Your task is to repeat the lines from the line with "Emit a component" to the line with "white-space: nowrap;", both ends included, and nothing else. Pictures stay out of the copy.

[BEGIN Exercise input]

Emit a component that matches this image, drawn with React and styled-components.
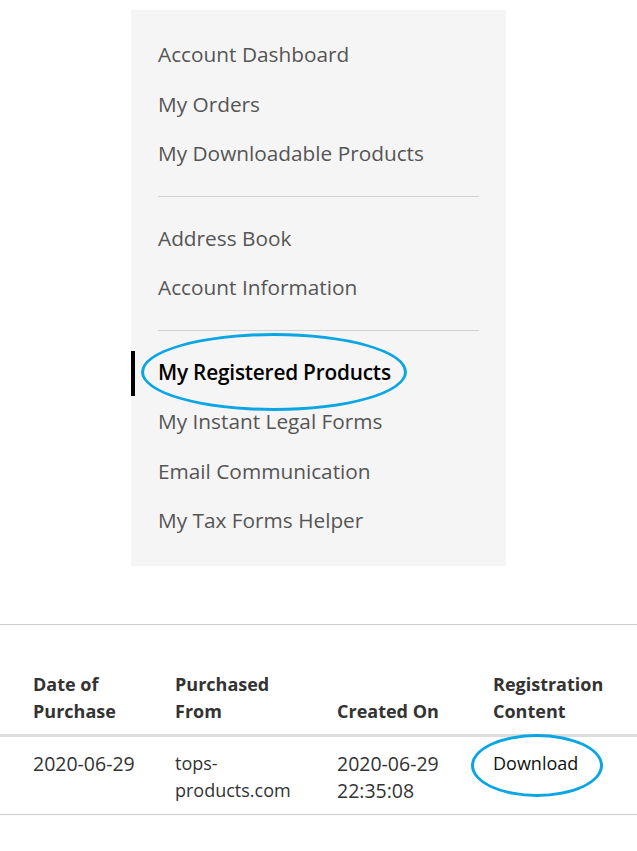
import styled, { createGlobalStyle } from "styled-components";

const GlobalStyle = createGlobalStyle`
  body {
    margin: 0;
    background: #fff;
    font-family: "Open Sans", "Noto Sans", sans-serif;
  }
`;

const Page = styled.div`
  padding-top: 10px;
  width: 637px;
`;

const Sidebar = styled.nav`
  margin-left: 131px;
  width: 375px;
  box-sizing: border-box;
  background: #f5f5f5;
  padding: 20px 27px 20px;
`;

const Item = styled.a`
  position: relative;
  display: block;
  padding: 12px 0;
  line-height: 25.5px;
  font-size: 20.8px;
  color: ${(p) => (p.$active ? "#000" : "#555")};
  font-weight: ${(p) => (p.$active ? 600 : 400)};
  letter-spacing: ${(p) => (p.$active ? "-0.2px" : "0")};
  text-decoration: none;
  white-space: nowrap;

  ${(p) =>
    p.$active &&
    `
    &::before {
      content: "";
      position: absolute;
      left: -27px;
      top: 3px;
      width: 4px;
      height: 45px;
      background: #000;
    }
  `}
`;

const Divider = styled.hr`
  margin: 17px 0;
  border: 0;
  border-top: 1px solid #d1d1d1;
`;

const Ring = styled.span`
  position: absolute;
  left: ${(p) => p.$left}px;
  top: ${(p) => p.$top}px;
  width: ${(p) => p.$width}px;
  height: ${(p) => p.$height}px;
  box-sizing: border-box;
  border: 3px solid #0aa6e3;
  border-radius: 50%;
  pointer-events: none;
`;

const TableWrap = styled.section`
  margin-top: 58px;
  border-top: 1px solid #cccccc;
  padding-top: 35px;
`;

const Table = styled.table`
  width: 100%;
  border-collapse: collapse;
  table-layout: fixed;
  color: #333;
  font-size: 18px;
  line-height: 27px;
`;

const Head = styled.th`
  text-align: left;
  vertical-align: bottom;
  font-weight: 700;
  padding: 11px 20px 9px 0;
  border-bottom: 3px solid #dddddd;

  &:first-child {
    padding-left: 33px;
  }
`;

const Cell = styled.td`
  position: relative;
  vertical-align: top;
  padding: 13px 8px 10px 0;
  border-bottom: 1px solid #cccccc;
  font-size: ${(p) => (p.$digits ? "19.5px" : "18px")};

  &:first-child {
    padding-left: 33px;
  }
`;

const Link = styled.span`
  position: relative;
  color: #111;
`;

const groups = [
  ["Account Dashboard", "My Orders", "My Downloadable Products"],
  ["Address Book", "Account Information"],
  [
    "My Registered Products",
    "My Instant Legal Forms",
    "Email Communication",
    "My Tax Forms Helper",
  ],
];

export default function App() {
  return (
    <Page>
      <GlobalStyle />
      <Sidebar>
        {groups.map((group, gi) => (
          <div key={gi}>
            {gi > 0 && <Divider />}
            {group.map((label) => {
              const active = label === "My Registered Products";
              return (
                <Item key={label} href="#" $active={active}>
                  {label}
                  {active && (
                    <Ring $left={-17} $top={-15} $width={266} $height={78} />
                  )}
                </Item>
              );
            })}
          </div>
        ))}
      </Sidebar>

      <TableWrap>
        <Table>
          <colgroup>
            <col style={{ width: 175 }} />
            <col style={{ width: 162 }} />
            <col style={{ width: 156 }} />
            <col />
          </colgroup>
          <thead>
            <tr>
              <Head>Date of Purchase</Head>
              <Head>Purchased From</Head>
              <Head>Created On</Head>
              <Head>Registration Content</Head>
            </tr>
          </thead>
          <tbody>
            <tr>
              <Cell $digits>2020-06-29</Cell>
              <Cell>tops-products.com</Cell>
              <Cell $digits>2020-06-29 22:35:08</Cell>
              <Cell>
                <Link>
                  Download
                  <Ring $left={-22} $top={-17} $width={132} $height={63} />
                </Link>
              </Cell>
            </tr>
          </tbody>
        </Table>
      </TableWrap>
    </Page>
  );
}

[END Exercise input]
[BEGIN Exercise input]

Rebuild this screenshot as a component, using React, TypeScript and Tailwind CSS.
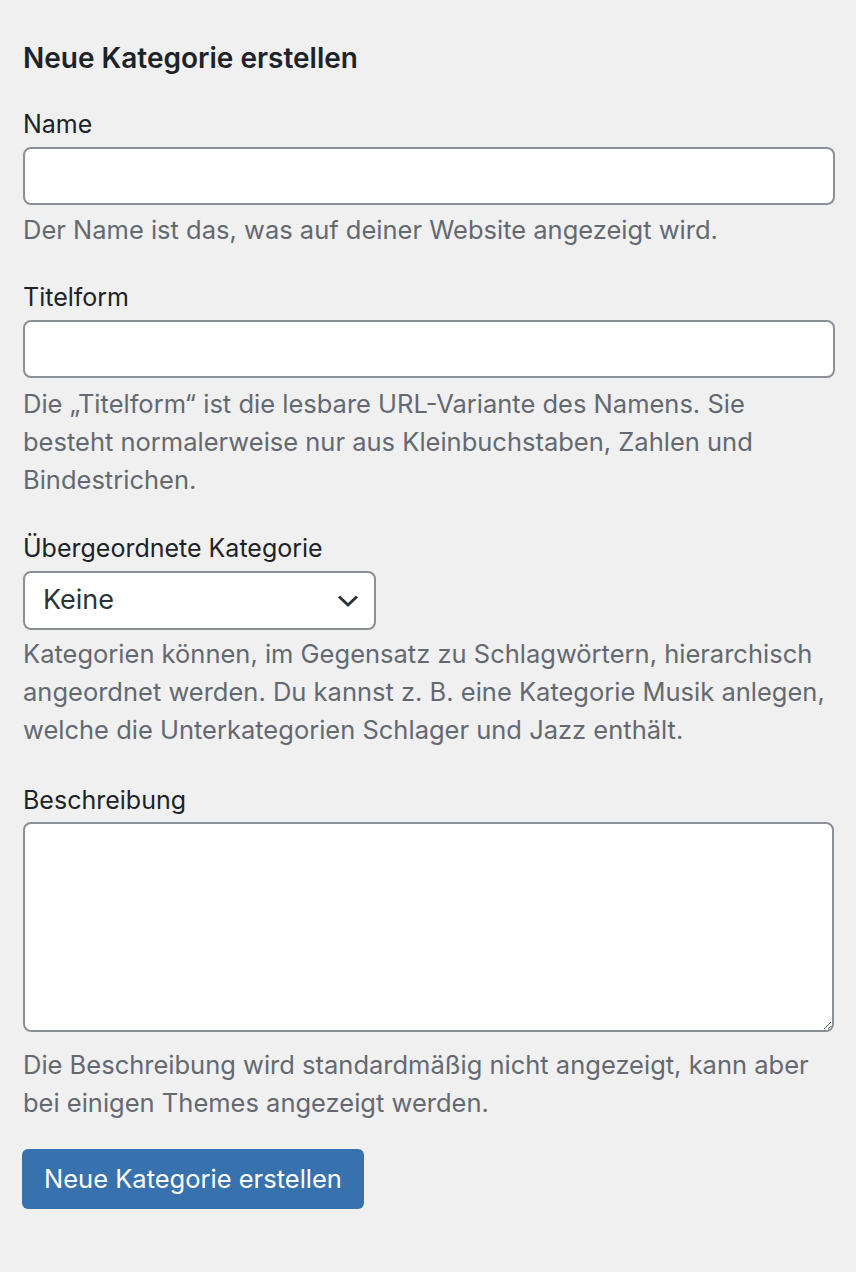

[END Exercise input]

Task solution:
Emit a component that matches this image, drawn with React and styled-components.
import styled, { createGlobalStyle } from "styled-components";

const GlobalStyle = createGlobalStyle`
  body {
    margin: 0;
    background: #fff;
    font-family: "Open Sans", "Noto Sans", sans-serif;
  }
`;

const Page = styled.div`
  padding-top: 10px;
  width: 637px;
`;

const Sidebar = styled.nav`
  margin-left: 131px;
  width: 375px;
  box-sizing: border-box;
  background: #f5f5f5;
  padding: 20px 27px 20px;
`;

const Item = styled.a`
  position: relative;
  display: block;
  padding: 12px 0;
  line-height: 25.5px;
  font-size: 20.8px;
  color: ${(p) => (p.$active ? "#000" : "#555")};
  font-weight: ${(p) => (p.$active ? 600 : 400)};
  letter-spacing: ${(p) => (p.$active ? "-0.2px" : "0")};
  text-decoration: none;
  white-space: nowrap;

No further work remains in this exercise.